Innovative molybdenum disulfide/reduced graphene oxide@MIL 53 (nickel) catalyst for simultaneous real-time wastewater treatment and energy production

Abstract

A unique molybdenum disulfide/reduced graphene oxide@materials institute of Lavoisier-53 (Nickel) (MoS2/rGO@MIL-53 (Ni)) nanocomposite, synthesized using a hydrothermal process, exhibits significant potential as a multifunctional material. The distinctive architecture, integrating flower-shaped MoS2, sheet-like GO, and layered MIL-53(Ni) results in a hierarchical framework with abundant active sites and enhanced charge transfer, facilitates effective dye degradation, hydrogen production, and oxygen generation.
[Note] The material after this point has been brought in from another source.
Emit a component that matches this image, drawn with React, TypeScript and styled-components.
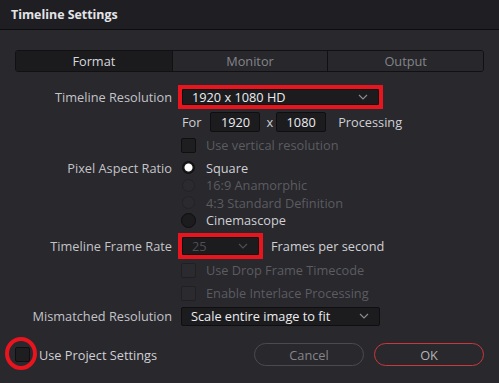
import styled, { createGlobalStyle } from "styled-components";

const GlobalStyle = createGlobalStyle`
	html, body {
		margin: 0;
		padding: 0;
		background: #28282d;
	}

	body {
		font-family: "Open Sans", "Noto Sans", sans-serif;
		font-size: 12.75px;
		color: #c4c4c8;
	}
`;

const Dialog = styled.div`
	width: 499px;
	height: 383px;
	background: #28282d;
	overflow: hidden;
	position: relative;
`;

const TitleBar = styled.header`
	height: 29px;
	display: flex;
	align-items: center;
	padding-left: 11px;
	background: #1f1f23;
	border-bottom: 1px solid #0e0e10;
	font-weight: 700;
	font-size: 12.4px;
	color: #e4e4e8;
`;

const Body = styled.div`
	padding: 0 15px;
	display: flex;
	flex-direction: column;
`;

const Tabs = styled.div`
	margin-top: 20px;
	height: 22px;
	display: grid;
	grid-template-columns: 1fr 1fr 1fr;
	border: 1px solid #111113;
	border-radius: 3px;
	box-sizing: border-box;
	overflow: hidden;
`;

const Tab = styled.div<{ $active?: boolean }>`
	display: flex;
	align-items: center;
	justify-content: center;
	background: ${(p) => (p.$active ? "#1b1b1e" : "#27272c")};
	color: ${(p) => (p.$active ? "#d8d8dc" : "#85858a")};
	& + & {
		border-left: 1px solid #111113;
	}
`;

const Row = styled.div<{ $h: number; $mt: number }>`
	display: flex;
	align-items: center;
	height: ${(p) => p.$h}px;
	margin-top: ${(p) => p.$mt}px;
`;

const Label = styled.div`
	width: 157px;
	margin-right: 6px;
	text-align: right;
	white-space: nowrap;
	color: #c4c4c8;
	flex-shrink: 0;
`;

const Highlight = styled.div`
	border: 4px solid #e8141e;
	display: flex;
`;

const Select = styled.div<{ $w: number; $h: number; $disabled?: boolean; $ml?: number }>`
	width: ${(p) => p.$w}px;
	height: ${(p) => p.$h}px;
	margin-left: ${(p) => p.$ml ?? 0}px;
	box-sizing: border-box;
	display: flex;
	align-items: center;
	justify-content: space-between;
	padding: 0 10px 0 9px;
	background: #1c1c1f;
	border: 1px solid #0f0f11;
	border-radius: 2px;
	color: ${(p) => (p.$disabled ? "#4e4e53" : "#ececf0")};
	white-space: nowrap;
`;

const Text = styled.span<{ $dim?: boolean; $ml?: number }>`
	margin-left: ${(p) => p.$ml ?? 0}px;
	color: ${(p) => (p.$dim ? "#5c5c61" : "#d0d0d4")};
	white-space: nowrap;
`;

const NumberBox = styled.div<{ $ml: number }>`
	width: 50px;
	height: 20px;
	margin-left: ${(p) => p.$ml}px;
	box-sizing: border-box;
	display: flex;
	align-items: center;
	justify-content: center;
	background: #1c1c1f;
	border: 1px solid #0f0f11;
	border-radius: 2px;
	color: #ececf0;
`;

const Check = styled.div<{ $disabled?: boolean; $ml?: number }>`
	width: 15px;
	height: 15px;
	margin-left: ${(p) => p.$ml ?? 0}px;
	box-sizing: border-box;
	background: ${(p) => (p.$disabled ? "#2a2a2f" : "#1e1e21")};
	border: 1px solid ${(p) => (p.$disabled ? "#202024" : "#0f0f11")};
	border-radius: 2px;
	flex-shrink: 0;
`;

const Radio = styled.div<{ $state: "on" | "off" | "disabled" }>`
	width: ${(p) => (p.$state === "off" ? 15 : 13)}px;
	height: ${(p) => (p.$state === "off" ? 15 : 13)}px;
	margin-left: ${(p) => (p.$state === "off" ? 3 : 4)}px;
	margin-right: ${(p) => (p.$state === "off" ? 10 : 11)}px;
	box-sizing: border-box;
	border-radius: 50%;
	flex-shrink: 0;
	background: ${(p) =>
		p.$state === "on"
			? "radial-gradient(circle, #ffffff 0 3.5px, #18181a 4.5px)"
			: p.$state === "off"
			? "#1c1c1e"
			: "#2a2a2f"};
	border: 1px solid ${(p) => (p.$state === "disabled" ? "#232327" : "#0d0d0f")};
`;

const RadioGroup = styled.div`
	display: flex;
	flex-direction: column;
	margin-top: 5px;
`;

const RadioRow = styled.div`
	display: flex;
	align-items: center;
	height: 17.5px;
`;

const Footer = styled.div`
	display: flex;
	align-items: center;
	height: 23px;
	margin-top: 17px;
	position: relative;
`;

const CircleMark = styled.div`
	position: absolute;
	left: -10px;
	top: -6px;
	width: 32px;
	height: 33px;
	box-sizing: border-box;
	border: 4px solid #e8141e;
	border-radius: 50%;
`;

const Buttons = styled.div`
	margin-left: auto;
	display: flex;
	gap: 10px;
`;

const Button = styled.button<{ $primary?: boolean }>`
	width: 110px;
	height: 23px;
	border-radius: 12px;
	background: transparent;
	border: 1px solid ${(p) => (p.$primary ? "#c9393b" : "#4a4a4f")};
	color: ${(p) => (p.$primary ? "#b4b4b8" : "#85858a")};
	font-family: inherit;
	font-size: 12.75px;
	padding: 0;
`;

const Chevron = ({ color }: { color: string }) => (
	<svg width="10" height="6" viewBox="0 0 10 6">
		<path d="M1 1 L5 5 L9 1" fill="none" stroke={color} strokeWidth="1.2" />
	</svg>
);

const aspectOptions: { label: string; state: "on" | "off" | "disabled" }[] = [
	{ label: "Square", state: "on" },
	{ label: "16:9 Anamorphic", state: "disabled" },
	{ label: "4:3 Standard Definition", state: "disabled" },
	{ label: "Cinemascope", state: "off" },
];

export default function App() {
	return (
		<Dialog>
			<GlobalStyle />
			<TitleBar>Timeline Settings</TitleBar>
			<Body>
				<Tabs>
					<Tab $active>Format</Tab>
					<Tab>Monitor</Tab>
					<Tab>Output</Tab>
				</Tabs>

				<Row $h={24} $mt={13}>
					<Label>Timeline Resolution</Label>
					<Highlight>
						<Select $w={197} $h={16}>
							1920 x 1080 HD
							<Chevron color="#8a8a8f" />
						</Select>
					</Highlight>
				</Row>

				<Row $h={22} $mt={2}>
					<Text $ml={167}>For</Text>
					<NumberBox $ml={9}>1920</NumberBox>
					<Text $ml={6}>x</Text>
					<NumberBox $ml={3}>1080</NumberBox>
					<Text $ml={12}>Processing</Text>
				</Row>

				<Row $h={18} $mt={3}>
					<Check $ml={166} />
					<Text $dim $ml={10}>Use vertical resolution</Text>
				</Row>

				<RadioGroup>
					{aspectOptions.map((o, i) => (
						<RadioRow key={o.label}>
							<Label>{i === 0 ? "Pixel Aspect Ratio" : ""}</Label>
							<Radio $state={o.state} />
							<Text $dim={o.state === "disabled"}>{o.label}</Text>
						</RadioRow>
					))}
				</RadioGroup>

				<Row $h={26} $mt={4}>
					<Label>Timeline Frame Rate</Label>
					<Highlight>
						<Select $w={77} $h={18} $disabled>
							25
							<Chevron color="#4e4e53" />
						</Select>
					</Highlight>
					<Text $ml={8}>Frames per second</Text>
				</Row>

				<Row $h={18} $mt={2}>
					<Check $ml={166} $disabled />
					<Text $dim $ml={10}>Use Drop Frame Timecode</Text>
				</Row>

				<Row $h={18} $mt={5}>
					<Check $ml={166} $disabled />
					<Text $dim $ml={10}>Enable Interlace Processing</Text>
				</Row>

				<Row $h={20} $mt={4}>
					<Label>Mismatched Resolution</Label>
					<Select $w={199} $h={19} $ml={3}>
						Scale entire image to fit
						<Chevron color="#8a8a8f" />
					</Select>
				</Row>

				<Footer>
					<CircleMark />
					<Check />
					<Text $ml={9}>Use Project Settings</Text>
					<Buttons>
						<Button>Cancel</Button>
						<Button $primary>OK</Button>
					</Buttons>
				</Footer>
			</Body>
		</Dialog>
	);
}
The nanocomposite shows exceptional degradation efficiency for various dyes, with ∼98 % degradation of rhodamine-blue (RhB), ∼86 % degradation of bodactive red (BAR), and ∼74 % degradation of Ciprofloxacin hydrochloride hydrate (CIF) in 25 min. The nanocomposite exhibits notable electrocatalytic performance, characterized by a Tafel slope of 97 mV/decade and overpotential of −67 mV vs. RHE for hydrogen evolution reaction (HER), as well as a Tafel slope of 38 mV/decade and overpotential of 44 mV vs. RHE at 10 mA/cm2 for oxygen evolution reaction (OER). Chronoamperometry studies confirmed the long-term stability of MoS2/rGO@MIL-53 (Ni) for both HER and OER at accelerated current densities of 10, 20, 40 and 60 mA cm−2, indicating superior structural integrity and electrocatalytic activity. The results, along with its remarkable stability across numerous cycles, represent the potential of this adaptable material for tackling environmental and energy issues.